Given information
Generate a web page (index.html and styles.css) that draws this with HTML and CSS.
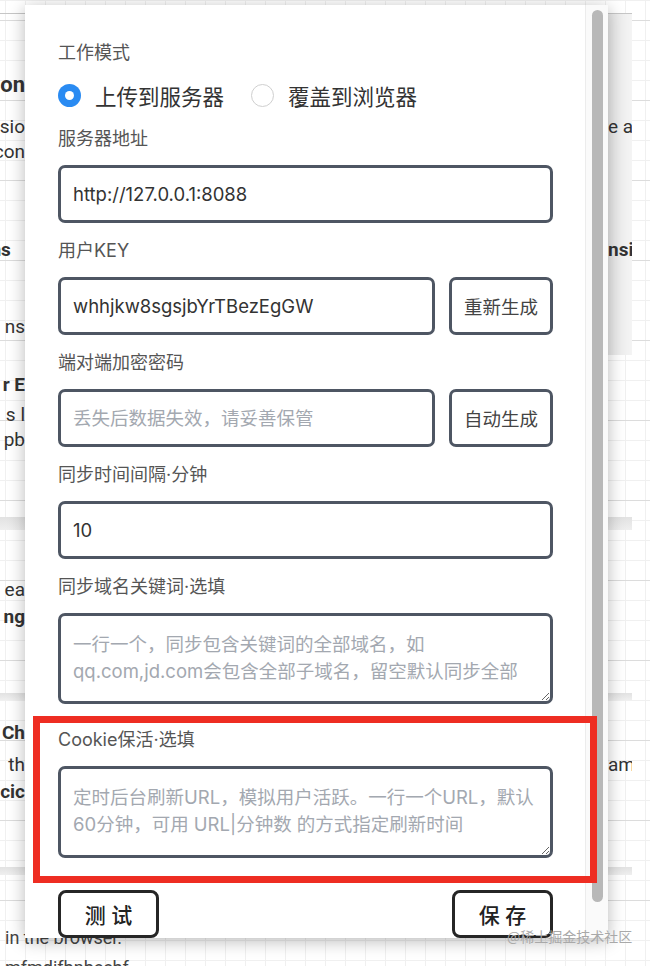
FILE: index.html
```html
<!DOCTYPE html>
<html lang="zh-CN">
<head>
<meta charset="utf-8">
<title>CookieCloud</title>
<link rel="stylesheet" href="styles.css">
</head>
<body>
<div class="bg">
  <div class="topbar"></div>
  <div class="card card1">
    <div class="bl b big"><div class="l"><span>Extension</span></div><div class="m"></div><div class="r"></div></div>
    <div class="bl"><div class="l"><span>Versio</span></div><div class="m"></div><div class="r">e allows</div></div>
    <div class="bl"><div class="l"><span>con</span></div><div class="m"></div><div class="r"></div></div>
    <div class="bl b"><div class="l"><span>Permissions&nbsp;&nbsp;&nbsp;</span></div><div class="m"></div><div class="r">nsions</div></div>
    <div class="bl"><div class="l"><span>ns</span></div><div class="m"></div><div class="r"></div></div>
  </div>
  <div class="card card1b">
    <div class="bl b"><div class="l"><span>r E</span></div><div class="m"></div><div class="r"></div></div>
    <div class="bl"><div class="l"><span>s l</span></div><div class="m"></div><div class="r"></div></div>
    <div class="bl"><div class="l"><span>pb</span></div><div class="m"></div><div class="r"></div></div>
  </div>
  <div class="band"></div>
  <div class="card card2">
    <div class="bl"><div class="l"><span>ea</span></div><div class="m"></div><div class="r"></div></div>
    <div class="bl b"><div class="l"><span>ng</span></div><div class="m"></div><div class="r"></div></div>
  </div>
  <div class="band band2"></div>
  <div class="card card3">
    <div class="bl b"><div class="l"><span>Ch</span></div><div class="m"></div><div class="r"></div></div>
    <div class="bl"><div class="l"><span>th</span></div><div class="m"></div><div class="r">am</div></div>
    <div class="bl b"><div class="l"><span>cic</span></div><div class="m"></div><div class="r"></div></div>
  </div>
  <div class="band band3"></div>
  <div class="card card4">
    <div class="wide">in the browser.</div>
    <div class="wide">mfmdifbnbcchf</div>
  </div>
</div>

<div class="popup">
  <div class="content">
    <div class="label">工作模式</div>
    <div class="radios">
      <div class="radio"><span class="dot on"></span><span>上传到服务器</span></div>
      <div class="radio"><span class="dot"></span><span>覆盖到浏览器</span></div>
    </div>
    <div class="fields">
      <div class="field">
        <div class="label">服务器地址</div>
        <input class="input" type="text" value="http://127.0.0.1:8088">
      </div>
      <div class="field">
        <div class="label">用户KEY</div>
        <div class="row">
          <input class="input" type="text" value="whhjkw8sgsjbYrTBezEgGW">
          <button class="btn">重新生成</button>
        </div>
      </div>
      <div class="field">
        <div class="label">端对端加密密码</div>
        <div class="row">
          <input class="input" type="text" placeholder="丢失后数据失效，请妥善保管">
          <button class="btn">自动生成</button>
        </div>
      </div>
      <div class="field">
        <div class="label">同步时间间隔·分钟</div>
        <input class="input" type="text" value="10">
      </div>
      <div class="field">
        <div class="label">同步域名关键词·选填</div>
        <textarea class="input area" placeholder="一行一个，同步包含关键词的全部域名，如&#10;qq.com,jd.com会包含全部子域名，留空默认同步全部"></textarea>
      </div>
      <div class="field cookie">
        <div class="label">Cookie保活·选填</div>
        <textarea class="input area tall" placeholder="定时后台刷新URL，模拟用户活跃。一行一个URL，默认&#10;60分钟，可用 URL|分钟数 的方式指定刷新时间"></textarea>
      </div>
    </div>
    <div class="actions">
      <button class="act">测 试</button>
      <button class="act">保 存</button>
    </div>
  </div>
  <div class="scroll"><div class="thumb"></div></div>
  <div class="mark"></div>
</div>

<div class="wm">@稀土掘金技术社区</div>
</body>
</html>
```

FILE: styles.css
```css
html, body {
  margin: 0;
  padding: 0;
}

body {
  width: 650px;
  height: 966px;
  overflow: hidden;
  position: relative;
  font-family: Roboto, "Noto Sans CJK SC", sans-serif;
  background-color: #fff;
  background-image:
    linear-gradient(to bottom, #dcdcdc 1px, transparent 1px),
    linear-gradient(to bottom, #f0f0f0 1px, transparent 1px),
    linear-gradient(to right, #f0f0f0 1px, transparent 1px);
  background-size: 100% 80px, 100% 20px, 20px 100%;
  background-position: 0 20px, 0 0, 5px 0;
}

/* background page */
.bg {
  width: 632px;
  display: flex;
  flex-direction: column;
}

.topbar {
  height: 13px;
  border-bottom: 1px solid #c6c6c6;
}

.card {
  display: grid;
  align-content: start;
  box-sizing: border-box;
}

.card1 {
  height: 341px;
  padding-top: 58px;
  grid-template-rows: 42px 25px 98px 77px 26px;
  background: linear-gradient(to right, transparent 608px, #e8e8e8 608px, #f4f4f4 632px);
}

.card1b {
  height: 162px;
  padding-top: 17px;
  grid-template-rows: 30px 25px 26px;
}

.band {
  height: 13px;
  background: linear-gradient(to bottom, #e2e2e2, #efefef);
}

.band2 {
  height: 7px;
}

.band3 {
  height: 8px;
}

.card2 {
  height: 163px;
  padding-top: 47px;
  grid-template-rows: 27px 26px;
}

.card3 {
  height: 167px;
  padding-top: 20px;
  grid-template-rows: 32px 27px 26px;
}

.card4 {
  padding-top: 50px;
  grid-template-rows: 30px 26px;
}

.bl {
  display: grid;
  grid-template-columns: 25px 583px 24px;
  height: 26px;
  line-height: 26px;
  font-size: 19px;
  color: #333;
  white-space: nowrap;
}

.bl .l {
  display: flex;
  justify-content: flex-end;
  overflow: hidden;
}

.bl .r {
  overflow: hidden;
}

.bl.b {
  font-weight: 700;
}

.bl.big {
  font-size: 22px;
}

.wide {
  padding-left: 5px;
  height: 26px;
  line-height: 26px;
  font-size: 18px;
  color: #444;
  white-space: nowrap;
}

/* popup */
.popup {
  position: absolute;
  left: 25px;
  top: 5px;
  width: 583px;
  height: 933px;
  background: #fff;
  box-shadow: 0 3px 16px rgba(0, 0, 0, 0.28);
  overflow: hidden;
  font-family: Inter, "Noto Sans CJK SC", sans-serif;
}

.content {
  padding: 36px 55px 0 33px;
  display: flex;
  flex-direction: column;
}

.label {
  font-size: 18px;
  line-height: 24px;
  color: #555;
}

.radios {
  display: flex;
  align-items: center;
  height: 30px;
  margin-top: 15px;
}

.radio {
  display: flex;
  align-items: center;
  gap: 14px;
  font-size: 21.5px;
  color: #333;
  margin-right: 27px;
}

.dot {
  width: 23px;
  height: 23px;
  border-radius: 50%;
  box-sizing: border-box;
  border: 1px solid #cfcfcf;
  background: #fff;
  flex: none;
}

.dot.on {
  background: #2a8bf2;
  border: none;
  display: flex;
  align-items: center;
  justify-content: center;
}

.dot.on::after {
  content: "";
  width: 9px;
  height: 9px;
  border-radius: 50%;
  background: #fff;
}

.fields {
  display: flex;
  flex-direction: column;
  gap: 16px;
  margin-top: 17px;
}

.field {
  display: flex;
  flex-direction: column;
  gap: 14px;
}

.field.cookie {
  margin-top: 8px;
}

.input {
  height: 58px;
  box-sizing: border-box;
  border: 3px solid #4e5663;
  border-radius: 7px;
  padding: 0 12px;
  font-family: inherit;
  font-size: 18.5px;
  color: #333;
  outline: none;
  background: #fff;
  margin: 0;
}

.input::placeholder {
  color: #a3a8b0;
}

.row {
  display: flex;
  gap: 14px;
}

.row .input {
  flex: 1;
  min-width: 0;
}

.btn {
  width: 104px;
  height: 58px;
  box-sizing: border-box;
  border: 3px solid #4e5663;
  border-radius: 7px;
  background: #fff;
  font-family: inherit;
  font-size: 18.5px;
  color: #444;
  padding: 0;
  flex: none;
}

.area {
  height: 91px;
  padding: 15px 6px 0 12px;
  line-height: 27px;
  display: block;
  width: 100%;
}

.area.tall {
  height: 92px;
}

.actions {
  display: flex;
  justify-content: space-between;
  margin-top: 32px;
}

.act {
  width: 101px;
  height: 48px;
  box-sizing: border-box;
  border: 3px solid #262626;
  border-radius: 8px;
  background: #fff;
  font-family: inherit;
  font-size: 21px;
  font-weight: 500;
  color: #222;
  padding: 0;
}

.scroll {
  position: absolute;
  right: 0;
  top: 0;
  bottom: 0;
  width: 22px;
  background: #fafafa;
  border-left: 1px solid #ececec;
}

.thumb {
  position: absolute;
  left: 6px;
  top: 5px;
  width: 11px;
  height: 892px;
  border-radius: 6px;
  background: #b8b8b8;
}

.mark {
  position: absolute;
  left: 8px;
  top: 711px;
  width: 564px;
  height: 167px;
  box-sizing: border-box;
  border: 7px solid #ee2d22;
  pointer-events: none;
}

.wm {
  position: absolute;
  left: 507px;
  top: 927px;
  font-family: "Noto Sans CJK SC", sans-serif;
  font-size: 14px;
  line-height: 18px;
  color: #a9a9a9;
  white-space: nowrap;
}
```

Objective
Within the data above, count the lines that contain the string "page"; the reply is the number alone.

Finished answer
2